Nicole Holofcener (; born March 22, 1960) is an American film and television director and screenwriter. She has directed six feature films, including Walking and Talking, Friends with Money and Enough Said, as well as various television series.  Along with Jeff Whitty, Holofcener received a 2019 Academy Award nomination for Adapted Screenplay, a BAFTA  nomination for Best Adapted Screenplay, and won the Writers Guild of America Award for Best Adapted Screenplay for the film Can You Ever Forgive Me? (2018).

Life and career
Holofcener was born to a culturally Jewish family in New York City, the younger of two daughters of artist Lawrence Holofcener and set decorator Carol Joffe (née Shapiro). Her elder sister is Suzanne Holofcener. Nicole's parents divorced when she was a year old.  When she was eight, her mother married film producer Charles H. Joffe, who moved the family to Hollywood.

Since her stepfather produced Woody Allen's films, Holofcener spent enough time on Allen's sets to be an extra in Take the Money and Run and Sleeper. Joffe was responsible for Holofcener's first "real" job in the movie industry: a production assistant on Woody Allen's A Midsummer Night's Sex Comedy in 1982. She moved up to apprentice editor for Hannah and Her Sisters (1986).

Holofcener's first experiences with film as a child left her either frightened or sad; she recalled her fright at Jerry Lewis's The Nutty Professor.

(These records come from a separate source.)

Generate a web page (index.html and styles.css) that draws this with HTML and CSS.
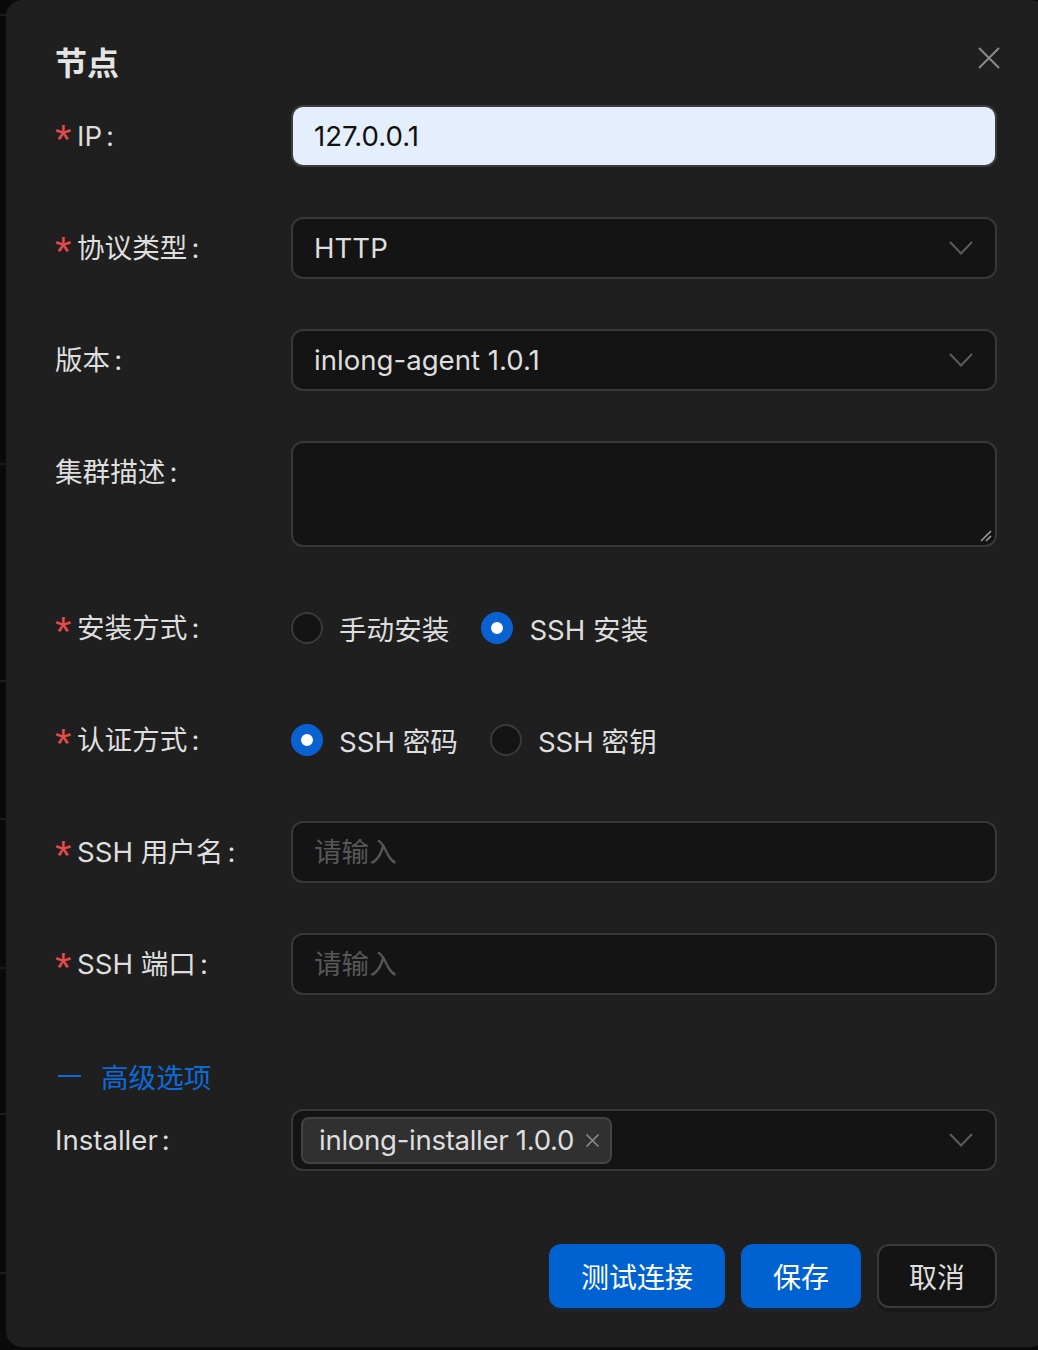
FILE: index.html
```html
<!DOCTYPE html>
<html lang="zh-CN">
<head>
<meta charset="utf-8">
<title>节点</title>
<link rel="stylesheet" href="styles.css">
</head>
<body>
<div class="backdrop">
  <div class="bg-line l1"></div>
  <div class="bg-line l2"></div>
  <div class="bg-line l3"></div>
  <div class="bg-line l4"></div>
  <div class="bg-line l5"></div>
  <div class="bg-line l6"></div>
  <div class="bg-line l7"></div>
</div>
<div class="page">
  <div class="modal">
    <div class="modal-header">
      <div class="modal-title">节点</div>
      <button class="close" aria-label="close">
        <svg width="22" height="22" viewBox="0 0 22 22"><path d="M1 1 L21 21 M21 1 L1 21" stroke="#8a8a8a" stroke-width="2" fill="none"/></svg>
      </button>
    </div>
    <div class="form">
      <div class="row">
        <div class="label"><span class="req">*</span>IP<span class="colon">:</span></div>
        <div class="control"><div class="input autofill">127.0.0.1</div></div>
      </div>
      <div class="row">
        <div class="label"><span class="req">*</span>协议类型<span class="colon">:</span></div>
        <div class="control"><div class="input select"><span>HTTP</span>
          <svg class="arrow" width="24" height="14" viewBox="0 0 24 14"><path d="M1 1 L12 12.5 L23 1" stroke="#5c5c5c" stroke-width="2" fill="none"/></svg></div></div>
      </div>
      <div class="row">
        <div class="label">版本<span class="colon">:</span></div>
        <div class="control"><div class="input select"><span>inlong-agent 1.0.1</span>
          <svg class="arrow" width="24" height="14" viewBox="0 0 24 14"><path d="M1 1 L12 12.5 L23 1" stroke="#5c5c5c" stroke-width="2" fill="none"/></svg></div></div>
      </div>
      <div class="row tall">
        <div class="label">集群描述<span class="colon">:</span></div>
        <div class="control"><div class="textarea">
          <svg class="resize" width="12" height="12" viewBox="0 0 12 12"><path d="M11 1 L1 11 M11 6 L6 11" stroke="#9a9a9a" stroke-width="1.6" fill="none"/></svg>
        </div></div>
      </div>
      <div class="row">
        <div class="label"><span class="req">*</span>安装方式<span class="colon">:</span></div>
        <div class="control radios">
          <label class="radio"><span class="dot"></span><span class="rtext">手动安装</span></label>
          <label class="radio checked"><span class="dot"></span><span class="rtext">SSH 安装</span></label>
        </div>
      </div>
      <div class="row">
        <div class="label"><span class="req">*</span>认证方式<span class="colon">:</span></div>
        <div class="control radios">
          <label class="radio checked"><span class="dot"></span><span class="rtext">SSH 密码</span></label>
          <label class="radio"><span class="dot"></span><span class="rtext">SSH 密钥</span></label>
        </div>
      </div>
      <div class="row">
        <div class="label"><span class="req">*</span>SSH 用户名<span class="colon">:</span></div>
        <div class="control"><div class="input placeholder">请输入</div></div>
      </div>
      <div class="row">
        <div class="label"><span class="req">*</span>SSH 端口<span class="colon">:</span></div>
        <div class="control"><div class="input placeholder">请输入</div></div>
      </div>
      <div class="collapse-header"><span class="minus"></span><span class="ctext">高级选项</span></div>
      <div class="row last">
        <div class="label">Installer<span class="colon">:</span></div>
        <div class="control"><div class="input select multi">
          <span class="tag">inlong-installer 1.0.0
            <svg class="tag-x" width="15" height="15" viewBox="0 0 15 15"><path d="M1.5 1.5 L13.5 13.5 M13.5 1.5 L1.5 13.5" stroke="#8c8c8c" stroke-width="1.6" fill="none"/></svg>
          </span>
          <svg class="arrow" width="24" height="14" viewBox="0 0 24 14"><path d="M1 1 L12 12.5 L23 1" stroke="#5c5c5c" stroke-width="2" fill="none"/></svg>
        </div></div>
      </div>
    </div>
    <div class="footer">
      <button class="btn primary">测试连接</button>
      <button class="btn primary">保存</button>
      <button class="btn default">取消</button>
    </div>
  </div>
</div>
</body>
</html>
```
FILE: styles.css
```css
html, body {
  margin: 0;
  padding: 0;
  width: 1038px;
  height: 1350px;
  overflow: hidden;
  background: #0a0a0a;
  font-family: "Inter", "Noto Sans CJK SC", sans-serif;
}
.backdrop {
  position: absolute;
  left: 0;
  top: 0;
  width: 1038px;
  height: 1350px;
}
.bg-line {
  position: absolute;
  left: 0;
  width: 20px;
  height: 2px;
  background: #1c1c1c;
}
.l1 { top: 14px; }
.l2 { top: 463px; }
.l3 { top: 680px; }
.l4 { top: 818px; }
.l5 { top: 967px; }
.l6 { top: 1113px; }
.l7 { top: 1272px; }

.page {
  position: relative;
  padding-left: 6px;
}
.modal {
  position: relative;
  width: 1040px;
  height: 1347px;
  box-sizing: border-box;
  padding: 40px 49px 0 49px;
  background: #1f1f1f;
  border-radius: 16px;
  color: #dcdcdc;
}
.modal-header {
  height: 48px;
  margin-bottom: 17px;
}
.modal-title {
  font-size: 32px;
  line-height: 48px;
  font-weight: 700;
  color: #e4e4e4;
}
.close {
  position: absolute;
  top: 47px;
  right: 46px;
  width: 22px;
  height: 22px;
  padding: 0;
  border: 0;
  background: transparent;
  display: flex;
}
.form {
  width: 942px;
}
.row {
  display: flex;
  margin-bottom: 50px;
}
.row.last {
  margin-bottom: 0;
}
.label {
  width: 236px;
  flex: none;
  font-size: 27.6px;
  line-height: 62px;
  height: 62px;
  color: #dedede;
  white-space: nowrap;
  display: flex;
  align-items: center;
}
.req {
  color: #e34a4a;
  margin-right: 8px;
  font-size: 42px;
  line-height: 1;
  font-family: "Liberation Sans", sans-serif;
  position: relative;
  top: 4px;
  display: inline-block;
  width: 14px;
}
.colon {
  margin-left: 4px;
}
.control {
  flex: 1;
  min-width: 0;
}
.input {
  box-sizing: border-box;
  height: 62px;
  border: 2px solid #383838;
  border-radius: 12px;
  background: #141414;
  padding: 0 22px 0 21px;
  font-size: 27.6px;
  line-height: 58px;
  color: #dedede;
  display: flex;
  align-items: center;
}
.input.autofill {
  background: #e4eefd;
  border-color: #3d3d3d;
  color: #111;
}
.input.placeholder {
  color: #575757;
}
.select {
  justify-content: space-between;
}
.arrow {
  flex: none;
}
.select.multi {
  padding-left: 8px;
}
.tag {
  box-sizing: border-box;
  height: 47px;
  display: flex;
  align-items: center;
  gap: 11px;
  padding: 0 10px 0 16px;
  background: #303030;
  border: 2px solid #434343;
  border-radius: 8px;
  font-size: 27.6px;
  letter-spacing: -0.3px;
  color: #dedede;
}
.tag-x {
  flex: none;
}
.textarea {
  box-sizing: border-box;
  height: 106px;
  border: 2px solid #383838;
  border-radius: 12px;
  background: #141414;
  display: flex;
  justify-content: flex-end;
  align-items: flex-end;
  padding: 0 3px 3px 0;
}
.radios {
  display: flex;
  align-items: center;
  height: 62px;
}
.radio {
  display: flex;
  align-items: center;
  margin-right: 16px;
}
.dot {
  box-sizing: border-box;
  width: 32px;
  height: 32px;
  border-radius: 50%;
  border: 2px solid #3a3a3a;
  background: #141414;
  flex: none;
}
.radio.checked .dot {
  border: 10px solid #0a62d2;
  background: #ffffff;
}
.rtext {
  padding: 0 16px;
  font-size: 27.6px;
  color: #dedede;
}
.collapse-header {
  height: 62px;
  margin-bottom: 2px;
  display: flex;
  align-items: center;
  color: #0d6ad8;
  font-size: 27.6px;
}
.minus {
  width: 23px;
  height: 2px;
  background: #0d6ad8;
  margin-left: 3px;
  margin-right: 20px;
}
.footer {
  width: 942px;
  margin-top: 73px;
  display: flex;
  justify-content: flex-end;
  gap: 16px;
}
.btn {
  box-sizing: border-box;
  height: 64px;
  padding: 0 30px;
  border-radius: 12px;
  font-size: 28px;
  font-family: "Inter", "Noto Sans CJK SC", sans-serif;
  border: 2px solid transparent;
}
.btn.primary {
  background: #0061d1;
  border-color: #0061d1;
  color: #ffffff;
  box-shadow: 0 4px 0 rgba(0, 60, 180, 0.12);
  min-width: 120px;
}
.btn.default {
  background: #141414;
  border-color: #3a3a3a;
  color: #dedede;
  min-width: 120px;
  box-shadow: 0 4px 0 rgba(0, 0, 0, 0.2);
}
```
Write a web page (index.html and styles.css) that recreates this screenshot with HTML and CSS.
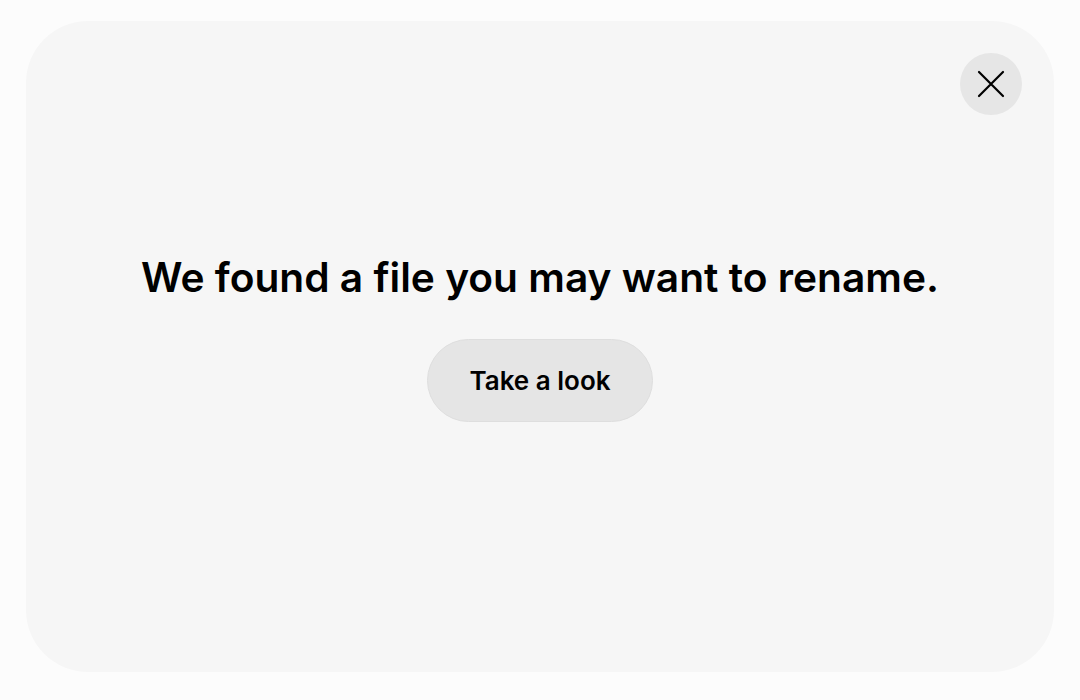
FILE: index.html
```html
<!DOCTYPE html>
<html lang="en">
<head>
<meta charset="utf-8">
<title>Rename suggestion</title>
<link rel="stylesheet" href="styles.css">
</head>
<body>
<div class="card">
  <button class="close" aria-label="Close">
    <svg width="28" height="28" viewBox="0 0 28 28"><path d="M2 2 L26 26 M26 2 L2 26" stroke="#000" stroke-width="2.2" stroke-linecap="round" fill="none"/></svg>
  </button>
  <div class="content">
    <h1 class="title">We found a file you may want to rename.</h1>
    <button class="action">Take a look</button>
  </div>
</div>
</body>
</html>
```
FILE: styles.css
```css
html, body {
  margin: 0;
  height: 100%;
}
body {
  background: #fcfcfc;
  padding: 21px 26px 28px 26px;
  box-sizing: border-box;
  font-family: Inter, "Noto Sans", sans-serif;
}
.card {
  position: relative;
  height: 100%;
  background: #f6f6f6;
  border-radius: 62px;
  display: flex;
  align-items: center;
  justify-content: center;
}
.close {
  position: absolute;
  top: 32px;
  right: 32px;
  width: 62px;
  height: 62px;
  border-radius: 50%;
  border: none;
  background: #e6e6e6;
  display: flex;
  align-items: center;
  justify-content: center;
  padding: 0;
}
.content {
  display: flex;
  flex-direction: column;
  align-items: center;
  margin-top: -17px;
}
.title {
  margin: 0;
  font-size: 40.7px;
  font-weight: 600;
  color: #000;
  line-height: 48px;
}
.action {
  margin-top: 37px;
  width: 226px;
  height: 83px;
  border-radius: 42px;
  border: 1px solid #dedede;
  background: #e5e5e5;
  font-family: Inter, "Noto Sans", sans-serif;
  font-size: 26px;
  font-weight: 600;
  color: #000;
  padding: 0;
}
```
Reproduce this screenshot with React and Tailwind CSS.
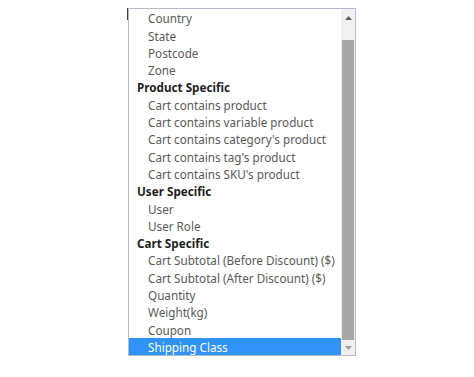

Holofcener originally wanted to become an artist like her father, but felt she wasn't as talented as others in her classes at Sonoma State University. From there, she gravitated into taking film courses. She studied film at the Tisch School of the Arts at New York University and at Columbia University, and made two shorts titled Angry and It's Richard I Love. While at Columbia, she was taught by Martin Scorsese.

After viewing one of her NYU films, her stepfather wondered aloud if she shouldn't make a career change. Disappointed, she became a clerk at a video store for a while, then entered Columbia's graduate film program. At the time of his death in 2008, Charles Joffe had become one of the most ardent fans of his stepdaughter's work. Angry received critical praise at Sundance. Holofcener has been viewed as an indie filmmaker despite the financial and critical success of her feature-length films. Many of the conventions of independent film are found in her movies. Many of Holofcener's films are shot on location during their production.

Much of Holofcener's work has a realistic style, but her films do not always have a typical plot structure and are sometimes obscure. Holofcener portrays typical, "everyday" middle-class people and their actions, like the characters in Please Give. Holofcener's films almost always feature a female character in the lead.

Feature film career
Holofcener made her feature film writing and directing debut in 1996 with Walking and Talking, which starred Catherine Keener, Anne Heche, Todd Field, Liev Schreiber, and Kevin Corrigan. The film was critically acclaimed. Her understanding of modern, professional women made her an ideal choice to direct female-centric television shows like Sex and the City, Leap of Faith and Gilmore Girls. Holofcener also worked on an episode of the U.S. adaptation of Cold Feet.

She followed in 2001 with her second feature, Lovely and Amazing. Featuring performances by Catherine Keener, Brenda Blethyn, Emily Mortimer and newcomer Raven Goodwin, the film was not only critically acclaimed but did well at the box office.

After directing two episodes of the series Six Feet Under, Holofcener began work on her third film, Friends with Money, which featured Jennifer Aniston, Joan Cusack, Frances McDormand, and Catherine Keener. The film opened the 2006 Sundance Film Festival, and its screenplay was nominated for the 2006 Independent Spirit Award, while McDormand won the award for Best Supporting Female. The film received a limited release on April 7, 2006.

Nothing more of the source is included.